Question

\[\int\frac{1}{1 - \sin x + \cos x} \text{ dx }\]

Answer 1

\[\text{ Let I }= \int \frac{1}{1 - \sin x + \cos x}dx\]
\[\text{ Putting   sin x}= \frac{2 \tan \frac{x}{2}}{1 + \tan^2 \frac{x}{2}} \text{ and } cos x = \frac{1 - \tan^2 \frac{x}{2}}{1 + \tan^2 \frac{x}{2}}\]
\[ = \int \frac{1}{1 - \frac{2 \tan \frac{x}{2}}{1 + \tan^2 \frac{x}{2}} + \frac{1 - \tan^2 \frac{x}{2}}{1 + \tan^2 \frac{x}{2}}}dx\]
\[ = \int \frac{\left( 1 + \tan^2 \frac{x}{2} \right)}{\left( 1 + \tan^2 \frac{x}{2} \right) - 2 \tan x\left( 2 + 1 - \tan^2 \frac{x}{2} \right)}dx\]

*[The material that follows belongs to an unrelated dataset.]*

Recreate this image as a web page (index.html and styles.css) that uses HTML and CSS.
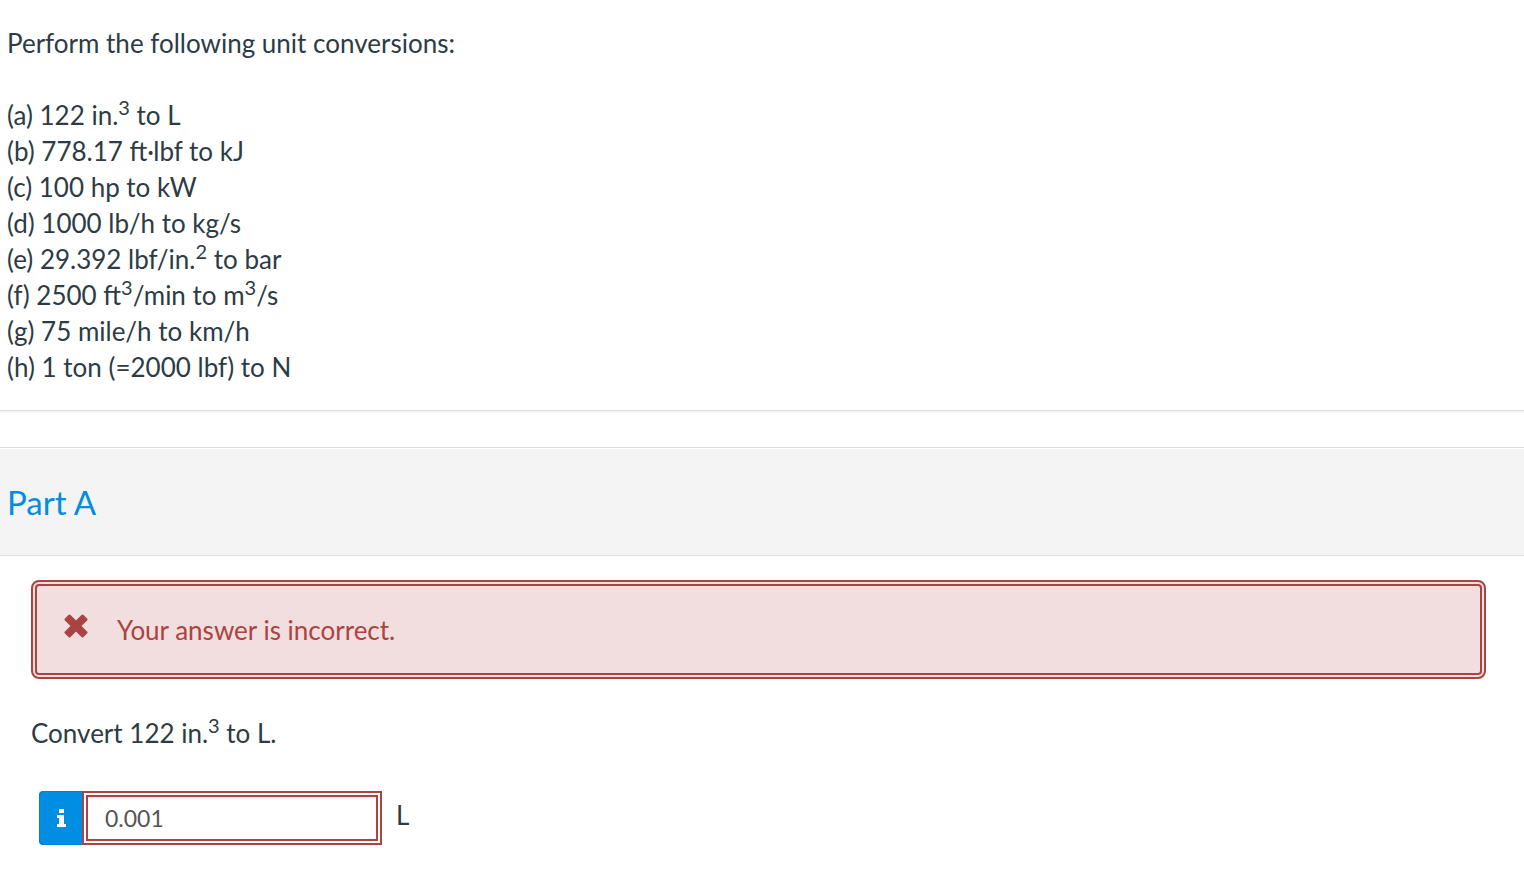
FILE: index.html
```html
<!DOCTYPE html>
<html lang="en">
<head>
  <meta charset="UTF-8">
  <title>Unit Conversions</title>
  <link rel="stylesheet" href="styles.css">
</head>
<body>
<div class="question">
  <p>Perform the following unit conversions:</p>
  <p>
    (a) 122 in.<sup>3</sup> to L<br>
    (b) 778.17 ft·lbf to kJ<br>
    (c) 100 hp to kW<br>
    (d) 1000 lb/h to kg/s<br>
    (e) 29.392 lbf/in.<sup>2</sup> to bar<br>
    (f) 2500 ft<sup>3</sup>/min to m<sup>3</sup>/s<br>
    (g) 75 mile/h to km/h<br>
    (h) 1 ton (=2000 lbf) to N
  </p>
</div>
<div class="part-header">
  <h2>Part A</h2>
</div>
<div class="part-body">
  <div class="alert" role="alert">
    <svg class="alert-icon" viewBox="0 0 24 24" aria-hidden="true">
      <g fill="currentColor" stroke="currentColor" stroke-width="3" stroke-linejoin="round">
        <path d="M5.5 2L2 5.5L18.5 22L22 18.5Z"/>
        <path d="M18.5 2L22 5.5L5.5 22L2 18.5Z"/>
      </g>
    </svg>
    <span>Your answer is incorrect.</span>
  </div>
  <label class="prompt" for="answer">Convert 122 in.<sup>3</sup> to L.</label>
  <div class="answer-row">
    <button type="button" class="info-btn" aria-label="Information">
      <svg viewBox="0 0 9 18" aria-hidden="true">
        <path d="M2 0H7V4H2ZM0 6H7V15H9V18H0V15H2V9H0Z" fill="currentColor"/>
      </svg>
    </button>
    <input type="text" name="answer" id="answer" value="0.001">
    <span class="unit">L</span>
  </div>
</div>
</body>
</html>
```
FILE: styles.css
```css
* {
  box-sizing: border-box;
}

body {
  margin: 0;
  font-family: Lato, "Liberation Sans", sans-serif;
  font-size: 26px;
  line-height: 36px;
  color: #2d3b45;
  background-color: #fff;
}

.question {
  padding: 25px 7px;
  border-bottom: 1px solid #ddd;
  box-shadow: 0 2px 0 #f5f5f5;
}

.question p {
  margin: 0 0 36px;
}

.question p:last-child {
  margin-bottom: 0;
}

sup {
  font-size: 20px;
  line-height: 0;
  position: relative;
  top: -10px;
  vertical-align: baseline;
}

.part-header {
  margin-top: 36px;
  padding: 36px 7px 35px;
  background-color: #f4f4f4;
  border-top: 1px solid #ddd;
  border-bottom: 1px solid #ddd;
  box-shadow: inset 0 1px 0 #fff;
}

.part-header h2 {
  margin: 0;
  font-size: 33px;
  font-weight: 400;
  line-height: 36px;
  color: #008ee2;
}

.part-body {
  padding: 24px 38px 24px 31px;
}

.alert {
  display: flex;
  align-items: flex-start;
  gap: 29px;
  padding: 26px 27px 25px;
  color: #a94442;
  background-color: #f2dede;
  border: 6px double #a94442;
  border-radius: 8px;
}

.alert-icon {
  width: 24px;
  height: 24px;
  margin-top: 2px;
}

.prompt {
  display: block;
  margin: 36px 0 40px;
}

.answer-row {
  display: flex;
  align-items: center;
  padding-left: 8px;
}

.info-btn {
  display: flex;
  align-items: center;
  justify-content: center;
  width: 43px;
  height: 54px;
  padding: 0;
  color: #fff;
  background-color: #008ee2;
  border: 1px solid #0081d0;
  border-right: none;
  border-radius: 4px 0 0 4px;
  cursor: pointer;
}

.info-btn svg {
  width: 9px;
  height: 18px;
}

.answer-row input {
  width: 300px;
  height: 54px;
  padding: 0 17px;
  font-family: inherit;
  font-size: 23px;
  color: #555;
  background-color: #fff;
  border: 6px double #a94442;
  border-radius: 0;
  box-shadow: inset 0 2px 2px rgba(0, 0, 0, 0.08);
}

.answer-row input:focus {
  outline: none;
}

.unit {
  margin-left: 14px;
  padding-bottom: 6px;
}
```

\[ = \int \frac{\sec^2 \frac{x}{2}}{2 - 2 \tan \left( \frac{x}{2} \right)}dx\]
\[ = \frac{1}{2}\int \frac{\sec^2 \left( \frac{x}{2} \right)}{1 - \tan \left( \frac{x}{2} \right)}dx\]
\[Let \left[ 1 - \tan \left( \frac{x}{2} \right) \right] = t\]

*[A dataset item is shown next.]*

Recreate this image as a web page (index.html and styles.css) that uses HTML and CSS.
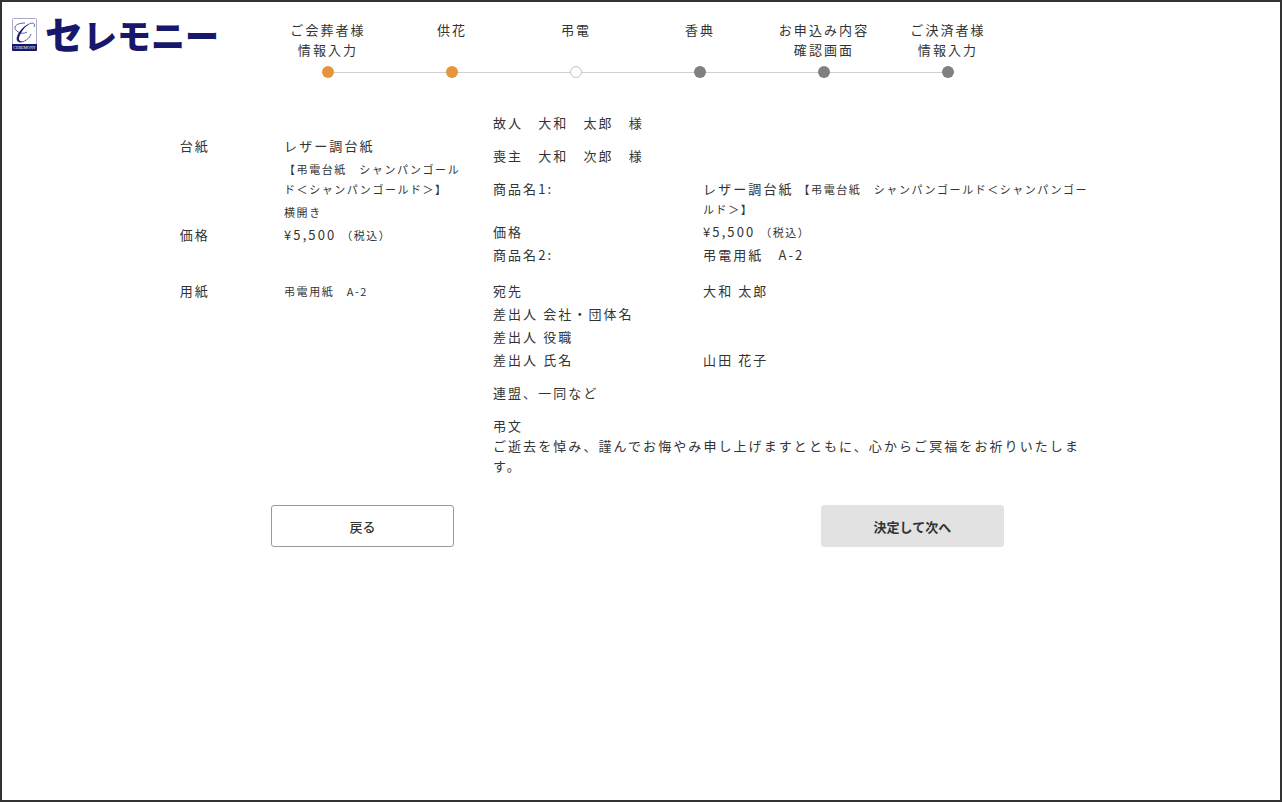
FILE: index.html
```html
<!DOCTYPE html>
<html lang="ja">
<head>
    <meta charset="UTF-8">
    <meta name="viewport" content="width=device-width, initial-scale=1.0">
    <title>弔電 - セレモニー</title>
    <link rel="stylesheet" href="styles.css">
</head>
<body>
    <header class="header">
        <a class="logo" href="#">
            <svg class="logo-mark" viewBox="0 0 25 33" aria-hidden="true">
                <rect x="0.5" y="0.5" width="24" height="32" rx="1" fill="#fff" stroke="#aaaacb"/>
                <path d="M0 26h25v6q0 1-1 1H1q-1 0-1-1z" fill="#17176b"/>
                <path d="M22 9C24 4 19 4 14 8C7 13 2 22 7 24C12 25 18 20 19 16M15 14C9 18 2 12 3 9C4 6 9 5 13 5" fill="none" stroke="#5b5b98" stroke-width="1"/>
                <path d="M17 6C11 8 5 16 5 21C5 24 8 25 11 23C6 24 6 20 9 15C11 11 14 8 17 6z" fill="#17176b"/>
                <text x="12.5" y="31" class="mark-text">CEREMONY</text>
            </svg>
            <span class="logo-name">セレモニー</span>
        </a>
        <ol class="steps">
            <li class="step done"><span>ご会葬者様<br>情報入力</span></li>
            <li class="step done"><span>供花</span></li>
            <li class="step current"><span>弔電</span></li>
            <li class="step"><span>香典</span></li>
            <li class="step"><span>お申込み内容<br>確認画面</span></li>
            <li class="step"><span>ご決済者様<br>情報入力</span></li>
        </ol>
    </header>

    <main class="main">
        <div class="content">
            <dl class="item">
                <dt>台紙</dt>
                <dd>
                    レザー調台紙
                    <p class="small spec">【弔電台紙　シャンパンゴールド＜シャンパンゴールド＞】</p>
                    <p class="small">横開き</p>
                </dd>
                <dt>価格</dt>
                <dd>¥5,500 <span class="small">（税込）</span></dd>
                <dt class="paper">用紙</dt>
                <dd class="paper small">弔電用紙　A-2</dd>
            </dl>

            <section class="detail">
                <p>故人　大和　太郎　様</p>
                <p>喪主　大和　次郎　様</p>
                <dl class="rows">
                    <dt>商品名1:</dt>
                    <dd>レザー調台紙 <span class="small">【弔電台紙　シャンパンゴールド＜シャンパンゴールド＞】</span></dd>
                    <dt>価格</dt>
                    <dd>¥5,500 <span class="small">（税込）</span></dd>
                    <dt>商品名2:</dt>
                    <dd>弔電用紙　A-2</dd>
                </dl>
                <dl class="rows">
                    <dt>宛先</dt>
                    <dd>大和 太郎</dd>
                    <dt>差出人 会社・団体名</dt>
                    <dd></dd>
                    <dt>差出人 役職</dt>
                    <dd></dd>
                    <dt>差出人 氏名</dt>
                    <dd>山田 花子</dd>
                </dl>
                <p>連盟、一同など</p>
                <p>弔文<br>ご逝去を悼み、謹んでお悔やみ申し上げますとともに、心からご冥福をお祈りいたします。</p>
            </section>
        </div>

        <div class="buttons">
            <button type="button" class="btn btn-back">戻る</button>
            <button type="submit" class="btn btn-next">決定して次へ</button>
        </div>
    </main>
</body>
</html>
```

FILE: styles.css
```css
*, *::before, *::after {
    box-sizing: border-box;
}
body {
    margin: 0;
    min-height: 100vh;
    border: 2px solid #333;
    background-color: #fff;
    color: #333;
    font-family: "Noto Sans CJK JP", sans-serif;
    font-size: 13px;
    line-height: 20px;
    letter-spacing: 0.16em;
}
p, dl, dd, ol {
    margin: 0;
    padding: 0;
}

/* header */
.header {
    display: flex;
    align-items: flex-start;
}
.logo {
    display: flex;
    flex: 0 0 264px;
    align-items: flex-start;
    gap: 8px;
    padding: 16px 0 0 10px;
    color: #17176b;
    text-decoration: none;
}
.logo-mark {
    width: 25px;
    height: 33px;
}
.mark-text {
    fill: #fff;
    font-family: "Liberation Serif", serif;
    font-size: 4px;
    letter-spacing: 0;
    text-anchor: middle;
}
.logo-name {
    font-size: 34px;
    font-weight: 900;
    line-height: 30px;
    letter-spacing: 0;
}
.logo-name::first-letter {
    font-size: 38px;
    line-height: 30px;
}
.steps {
    display: flex;
    flex: 0 1 744px;
    padding-top: 18px;
    list-style: none;
}
.step {
    position: relative;
    flex: 1;
    text-align: center;
}
.step span {
    display: block;
    height: 46px;
}
.step::after {
    content: "";
    position: relative;
    display: block;
    width: 12px;
    height: 12px;
    margin: 0 auto;
    border-radius: 50%;
    background-color: #808080;
}
.step.done::after {
    background-color: #e6953e;
}
.step.current::after {
    border: 1px solid #c4c4c4;
    background-color: #fff;
}
/* line to the next step */
.step:not(:last-child)::before {
    content: "";
    position: absolute;
    top: 52px;
    left: 50%;
    width: 100%;
    height: 1px;
    background-color: #d0d0d0;
}

/* contents */
.main {
    padding: 35px 14.6% 0 13.9%;
}
.content {
    display: grid;
    grid-template-columns: 313fr 600fr;
}
.item {
    display: grid;
    grid-template-columns: 1fr 2fr;
    row-gap: 3px;
    align-content: start;
    padding-top: 23px;
}
.item dd {
    padding-right: 24px;
}
.item .spec {
    margin: 3px 0;
}
.paper {
    margin-top: 33px;
}
.small {
    font-size: 11px;
    letter-spacing: 0.14em;
}
.detail p {
    margin-bottom: 13px;
}
.rows {
    display: grid;
    grid-template-columns: 210fr 390fr;
    row-gap: 3px;
    margin-bottom: 16px;
}
.rows + p {
    margin-top: -3px;
}

/* buttons */
.buttons {
    display: flex;
    justify-content: space-between;
    padding: 16px 9.8% 0 10%;
}
.btn {
    width: 183px;
    height: 42px;
    border: 1px solid #999;
    border-radius: 3px;
    background-color: #fff;
    color: #333;
    font-family: inherit;
    font-size: 13px;
    font-weight: 500;
}
.btn-next {
    border-color: #e2e2e2;
    background-color: #e2e2e2;
    font-weight: 700;
}
```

\[ \Rightarrow - \text{ sec}^2 \left( \frac{x}{2} \right) \times \frac{1}{2}dx = dt\]
\[ \Rightarrow \text{ sec}^2 \left( \frac{x}{2} \right)dx = - \text{  2dt }\]
\[ \therefore I = \frac{1}{2} \int \frac{- 2 dt}{t}\]
\[ = - \int \frac{dt}{t}\]
\[ = - \text{ ln }\left| t \right| + C\]
\[ = - \text{ ln }\left| 1 - \tan \frac{x}{2} \right| + C\]